Pope Rodrigo Borgia is played by Adolfo Celi, looking like Lord Weidenfeld dressed as Father Christmas. The Pope is the only male Borgia without a codpiece. All the other male Borgias have codpieces. There is Cesare Borgia, Juan Borgia, and their tennis-playing youngest brother, Bjorn Borgia. On the distaff side, Lucrezia Borgia wears pearl-encrusted brocade when she is not in bed with His Holiness. Exhausted from breathing up Lucrezia’s nose, the Pope has trouble with his diction. Referring to a trip taken by Juan and Cesare, he says: ‘They got nipples together.’ Eventually you figure out that he means they go to Naples together.

Cesare and Juan got nipples together and Cesare kills Juan on the way. Thus Cesare takes another step towards supreme power. The intricacies would be hard to follow if the dialogue were not so explanatory. ‘As Vice-Chancellor of the Holy Church, should you not be here to welcome the King of France?’ The arrival of the King of France and his bad shave is indicated by an expensive sequence showing several extras carrying spears into Italy. ‘All Rome is darkened by a great fear.’ It seems there is no hope, but the Pope copes. He employs soft soap. Nope, he doesn’t just mope. But Juan’s death breaks his heart. ‘By the bones of Christ!’

Producer Mark Shivas has probably several times been heard to say something similar by now. ‘The Borgias’ is a pretty ramshackle vehicle to be bearing his illustrious name.

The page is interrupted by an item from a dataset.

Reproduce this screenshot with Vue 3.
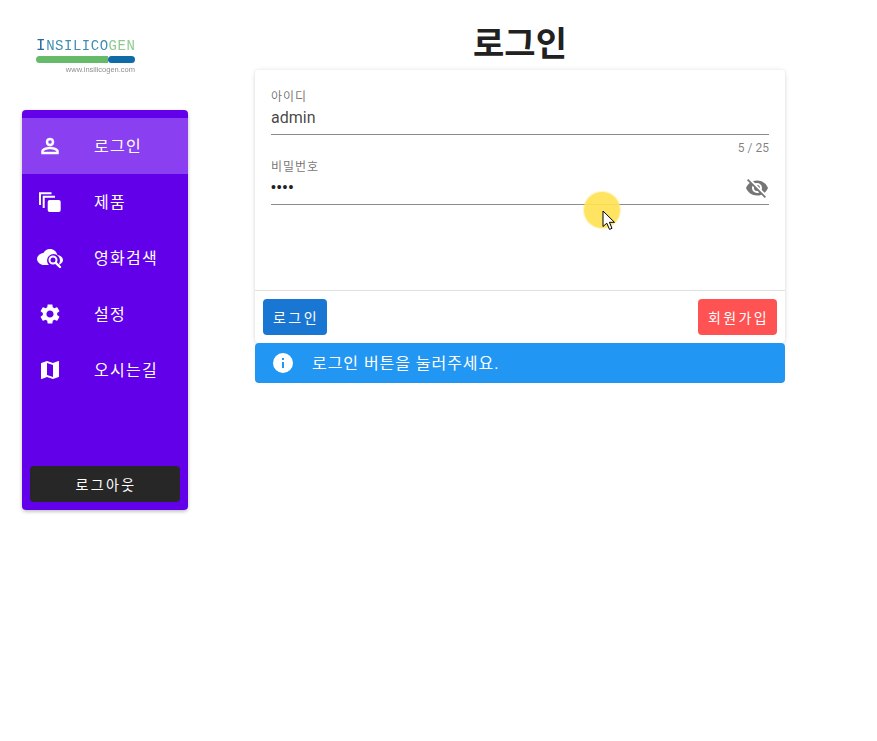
<script setup>
const items = [
  { key: 'login', label: '로그인', active: true },
  { key: 'product', label: '제품' },
  { key: 'search', label: '영화검색' },
  { key: 'settings', label: '설정' },
  { key: 'map', label: '오시는길' }
]
</script>

<template>
  <div class="page">
    <aside class="side">
      <div class="logo">
        <div class="logo-name"><span class="cap">I</span>NSILICO<span class="green">GEN</span></div>
        <div class="logo-bar"><span class="bar-green"></span><span class="bar-blue"></span></div>
        <div class="logo-url">www.insilicogen.com</div>
      </div>
      <nav class="nav">
        <div class="items">
          <a v-for="it in items" :key="it.key" class="item" :class="{ active: it.active }">
            <span class="ico">
              <svg v-if="it.key === 'login'" viewBox="0 0 24 24" width="24" height="24"><path fill="#fff" stroke="#fff" stroke-width=".5" d="M12,4A4,4 0 0,1 16,8A4,4 0 0,1 12,12A4,4 0 0,1 8,8A4,4 0 0,1 12,4M12,6A2,2 0 0,0 10,8A2,2 0 0,0 12,10A2,2 0 0,0 14,8A2,2 0 0,0 12,6M12,13C14.670,13 20.500,14.330 20.500,17V20H3.500V17C3.500,14.330 9.330,13 12,13M12,14.900C9.030,14.900 5.600,16.360 5.600,17V18.100H18.400V17C18.400,16.360 14.970,14.900 12,14.900Z"/></svg>
              <svg v-else-if="it.key === 'product'" viewBox="0 0 24 24" width="24" height="24"><path fill="#fff" d="M1 2.300h12.500v2H3V15H1zM4.700 5.700H17v2H6.700V18h-2z"/><rect x="9.700" y="10" width="13" height="12" rx="2" fill="#fff"/></svg>
              <svg v-else-if="it.key === 'search'" viewBox="0 0 24 24" width="24" height="24" class="cloud"><path fill="#fff" d="M12 3C9.100 3 6.600 4.600 5.350 7.040 2.340 7.360-1 9.910-1 13c0 3.310 3.690 6 7 6h13c2.760 0 6-2.240 6-5 0-2.640-3.050-4.780-5.650-4.960C18.670 5.590 15.640 3 12 3z"/><circle cx="15.500" cy="14.500" r="6.500" fill="#6200ea"/><circle cx="15" cy="14" r="3.500" fill="none" stroke="#fff" stroke-width="2"/><path d="M17.800 16.800l4.200 4.200" stroke="#fff" stroke-width="2.400" stroke-linecap="round"/></svg>
              <svg v-else-if="it.key === 'settings'" viewBox="0 0 24 24" width="24" height="24"><path fill="#fff" d="M19.140 12.940c.04-.3.06-.61.06-.94 0-.32-.02-.64-.07-.94l2.030-1.580c.18-.14.23-.41.12-.61l-1.920-3.320c-.12-.22-.37-.29-.59-.22l-2.390.96c-.5-.38-1.030-.7-1.620-.94l-.36-2.540c-.04-.24-.24-.41-.48-.41h-3.840c-.24 0-.43.17-.47.41l-.36 2.540c-.59.24-1.130.57-1.620.94l-2.390-.96c-.22-.08-.47 0-.59.22L2.740 8.870c-.12.21-.08.47.12.61l2.030 1.580c-.05.3-.09.63-.09.94s.02.64.07.94l-2.030 1.580c-.18.14-.23.41-.12.61l1.920 3.320c.12.22.37.29.59.22l2.390-.96c.5.38 1.030.7 1.620.94l.36 2.540c.05.24.24.41.48.41h3.840c.24 0 .44-.17.47-.41l.36-2.540c.59-.24 1.130-.56 1.620-.94l2.390.96c.22.08.47 0 .59-.22l1.920-3.320c.12-.22.07-.47-.12-.61l-2.010-1.580zM12 15.600c-1.980 0-3.600-1.620-3.600-3.600s1.620-3.600 3.600-3.600 3.600 1.620 3.600 3.600-1.620 3.600-3.600 3.600z"/></svg>
              <svg v-else viewBox="0 0 24 24" width="24" height="24"><path fill="#fff" d="M15,19L9,16.890V5L15,7.110M20.500,3C20.440,3 20.390,3 20.340,3L15,5.100L9,3L3.360,4.900C3.150,4.970 3,5.150 3,5.380V20.500A0.500,0.500 0 0,0 3.500,21C3.550,21 3.610,21 3.660,20.970L9,18.900L15,21L20.640,19.100C20.850,19 21,18.850 21,18.620V3.500A0.500,0.500 0 0,0 20.500,3Z"/></svg>
            </span>
            <span class="item-label">{{ it.label }}</span>
          </a>
        </div>
        <div class="logout-wrap">
          <button class="btn logout">로그아웃</button>
        </div>
      </nav>
    </aside>

    <main class="main">
      <h1 class="title">로그인</h1>
      <section class="card">
        <div class="form">
          <div class="field">
            <label class="label">아이디</label>
            <div class="value">admin</div>
          </div>
          <div class="counter">5 / 25</div>
          <div class="field">
            <label class="label">비밀번호</label>
            <div class="value pw">
              <span class="dots">••••</span>
              <svg class="eye" viewBox="0 0 24 24" width="24" height="24"><path fill="#757575" d="M11.830,9L15,12.160C15,12.110 15,12.050 15,12A3,3 0 0,0 12,9C11.940,9 11.890,9 11.830,9M7.530,9.800L9.080,11.350C9.030,11.560 9,11.770 9,12A3,3 0 0,0 12,15C12.220,15 12.440,14.970 12.650,14.920L14.200,16.470C13.530,16.800 12.790,17 12,17A5,5 0 0,1 7,12C7,11.210 7.200,10.470 7.530,9.800M2,4.270L4.280,6.550L4.730,7C3.080,8.300 1.780,10 1,12C2.730,16.390 7,19.500 12,19.500C13.550,19.500 15.030,19.200 16.380,18.660L16.810,19.080L19.730,22L21,20.730L3.270,3M12,7A5,5 0 0,1 17,12C17,12.640 16.870,13.260 16.640,13.820L19.570,16.750C21.070,15.500 22.270,13.860 23,12C21.270,7.610 17,4.500 12,4.500C10.600,4.500 9.260,4.750 8,5.200L10.170,7.350C10.740,7.130 11.350,7 12,7Z"/></svg>
            </div>
          </div>
        </div>
        <div class="actions">
          <button class="btn primary">로그인</button>
          <button class="btn danger">회원가입</button>
        </div>
      </section>
      <div class="alert">
        <svg class="info" viewBox="0 0 24 24" width="24" height="24"><path fill="#fff" d="M13,9H11V7H13M13,17H11V11H13M12,2A10,10 0 0,0 2,12A10,10 0 0,0 12,22A10,10 0 0,0 22,12A10,10 0 0,0 12,2Z"/></svg>
        <span class="alert-text">로그인 버튼을 눌러주세요.</span>
      </div>
    </main>

    <div class="pointer">
      <span class="halo"></span>
      <svg class="arrow" viewBox="0 0 14 22" width="14" height="22"><path d="M1 1v15.500l3.800-3.300 2.700 6.200 2.500-1.100-2.600-6H12.500z" fill="#fff" stroke="#000" stroke-width="1"/></svg>
    </div>
  </div>
</template>

<style>
html, body { margin: 0; background: #fff; }
</style>

<style scoped>
.page {
  position: relative;
  display: flex;
  width: 877px;
  height: 741px;
  overflow: hidden;
  background: #fff;
  font-family: Roboto, "Noto Sans CJK KR", sans-serif;
  color: rgba(0, 0, 0, .87);
}
.side {
  width: 166px;
  margin-left: 22px;
  flex: none;
}
.logo {
  height: 110px;
  box-sizing: border-box;
  padding: 38px 0 0 14px;
}
.logo-name {
  width: 102px;
  height: 16px;
  font-family: "Liberation Mono", monospace;
  font-size: 14px;
  line-height: 16px;
  letter-spacing: .52px;
  color: #3d8db5;
  white-space: nowrap;
  filter: blur(.3px);
}
.cap { font-size: 16px; color: #2a6a98; }
.green { color: #8fcb8f; }
.logo-bar {
  display: flex;
  width: 99px;
  height: 7px;
  margin-top: 2px;
  filter: blur(.3px);
}
.bar-green {
  width: 72px;
  background: #66bb6a;
  border-radius: 4px 0 0 4px;
}
.bar-blue {
  flex: 1;
  background: #0f6aa8;
  border-radius: 4px;
}
.logo-url {
  width: 99px;
  margin-top: 2px;
  font-family: "Liberation Sans", sans-serif;
  font-size: 7.500px;
  line-height: 9px;
  text-align: right;
  color: #8f8f8f;
  filter: blur(.2px);
}
.nav {
  display: flex;
  flex-direction: column;
  height: 400px;
  border-radius: 4px;
  background: #6200ea;
  box-shadow: 0 2px 4px -1px rgba(0,0,0,.2), 0 1px 4px rgba(0,0,0,.14);
}
.items {
  flex: 1;
  padding-top: 8px;
}
.item {
  display: flex;
  align-items: center;
  height: 56px;
  padding-left: 16px;
  color: #fff;
  font-size: 16px;
}
.item.active { background: #8a40f0; }
.ico {
  display: flex;
  width: 24px;
  height: 24px;
  margin-right: 32px;
}
.cloud { overflow: visible; }
.item-label {
  padding-bottom: 2px;
  letter-spacing: 1.300px;
}
.logout-wrap { padding: 8px; }
.btn {
  display: flex;
  align-items: center;
  justify-content: center;
  height: 36px;
  padding: 0 0 0 2px;
  box-sizing: border-box;
  border: 0;
  border-radius: 4px;
  color: #fff;
  font-family: inherit;
  font-size: 14px;
  font-weight: 400;
  letter-spacing: 2.400px;
}
.logout { width: 150px; background: #272727; }
.main {
  width: 530px;
  margin-left: 67px;
  flex: none;
}
.title {
  height: 70px;
  margin: 0;
  font-size: 34px;
  line-height: 88px;
  font-weight: 700;
  text-align: center;
  color: #212121;
}
.card {
  height: 273px;
  border-radius: 4px;
  background: #fff;
  box-shadow: 0 2px 4px -1px rgba(0,0,0,.12), 0 0 5px rgba(0,0,0,.1);
  display: flex;
  flex-direction: column;
}
.form {
  flex: 1;
  padding: 16px 16px 0;
  border-bottom: 1px solid #e0e0e0;
}
.field {
  border-bottom: 1px solid #8c8c8c;
}
.label {
  display: block;
  height: 20px;
  font-size: 12px;
  line-height: 22px;
  letter-spacing: 1px;
  color: rgba(0, 0, 0, .58);
}
.value {
  height: 28px;
  font-size: 16px;
  line-height: 24px;
  color: rgba(0, 0, 0, .74);
}
.pw {
  display: flex;
  justify-content: space-between;
}
.dots {
  font-family: "Liberation Sans", sans-serif;
  font-size: 14px;
  line-height: 23px;
  letter-spacing: .9px;
  color: #212121;
}
.counter {
  height: 21px;
  padding-top: 6px;
  box-sizing: border-box;
  font-size: 12px;
  line-height: 15px;
  text-align: right;
  color: rgba(0, 0, 0, .5);
}
.actions {
  display: flex;
  justify-content: space-between;
  height: 52px;
  box-sizing: border-box;
  padding: 8px;
}
.primary { width: 64px; background: #1976d2; }
.danger { width: 79px; background: #ff5252; }
.alert {
  display: flex;
  align-items: center;
  height: 40px;
  box-sizing: border-box;
  padding-left: 16px;
  border-radius: 4px;
  background: #2196f3;
  color: #fff;
  font-size: 16px;
}
.info { margin-right: 17px; }
.alert-text {
  padding-bottom: 2px;
  letter-spacing: .95px;
}
.pointer {
  position: absolute;
  left: 602px;
  top: 210px;
  width: 0;
  height: 0;
}
.halo {
  position: absolute;
  left: -18px;
  top: -18px;
  width: 36px;
  height: 36px;
  border-radius: 50%;
  background: rgba(255, 226, 85, .93);
  box-shadow: 0 0 1px 1px rgba(255, 235, 120, .5);
}
.arrow {
  position: absolute;
  left: 0;
  top: 0;
}
</style>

But you have to take a chance, and it probably seemed like a good idea at the time. The material is, after all, potentially very strong, and not just on the level of the family that sleeps together slays together. Cesare had a political intelligence sharp enough to fascinate Machiavelli, who, in examining the implications of Cesare’s success, raised permanent questions about the compatibility of means and ends.

Meanwhile the biggest and still the best ever Renaissance in the arts was going on full blast. For a series, the subject is ideal: any amount of strong characters and events, opportunities for visual splendour thick on the ground, and above all no literary masterpiece to clog the works. Dreaming up a story line of your own is not as easy as it might seem, but it’s a breeze compared to adapting a great book.

If Brideshead Revisited (Granada) is not a great book, it’s so like a great book that many of us, at least while reading it, find it hard to tell the difference. In my own mind there is no doubt: Evelyn Waugh is the most important modern novelist in English and ‘Brideshead Revisited’ is one of his most important novels. But the irascible young have a point when they call the book a ruin, so for the moment one should perhaps acknowledge their point. Yet if the book is a ruin it is a magnificent ruin, with the remains of a strict architecture beneath the ivy.

Waugh was severely correct in his use of the English language. It was a nasty surprise, then, to hear the television version of Sebastian Flyte asking, ‘Would you care to dance with my friend and I?’ John Mortimer, the adapter, is almost certainly aware of the difference between the nominative and the accusative. Derek Granger, the producer, is likewise an educated man. Yet somehow the solecism slips through, showing up all those prodigies of set-dressing for what they really are — props at a séance in which a lost spirit resolutely declines to appear.

‘Would you care to dance with my friend and I?’ ranks as additional dialogue. Most of the words, it must be conceded, come straight out of the novel. But so much of Waugh’s original narration is read out over the pictures that you can’t help wondering why they didn’t just read out the whole book, and thus solve the evidently nagging problem of how to retain its nuances of style. Somebody obviously realised that ‘Brideshead’ without its texture would lack substance too. So they borrowed some of its texture, as a man hard of hearing but good at whistling might reproduce accurately the loud parts of a song.

Frederic Raphael’s Byron (BBC2) had a strong script. Mr Raphael himself featured largely, wearing an open neck shirt like the late Dr Leavis. Byron was played by an actor far too thin for conveying Byron’s weight problem. On the other hand he did not look particularly vigorous either. A disembodied actorly voice was entrusted with the task of reading out Byron’s Spenserian and ottava rima stanzas. They were made to sound listless. Mr Raphael emerged as being more intelligent and energetic than his hero, which might be true but was surely not the intention.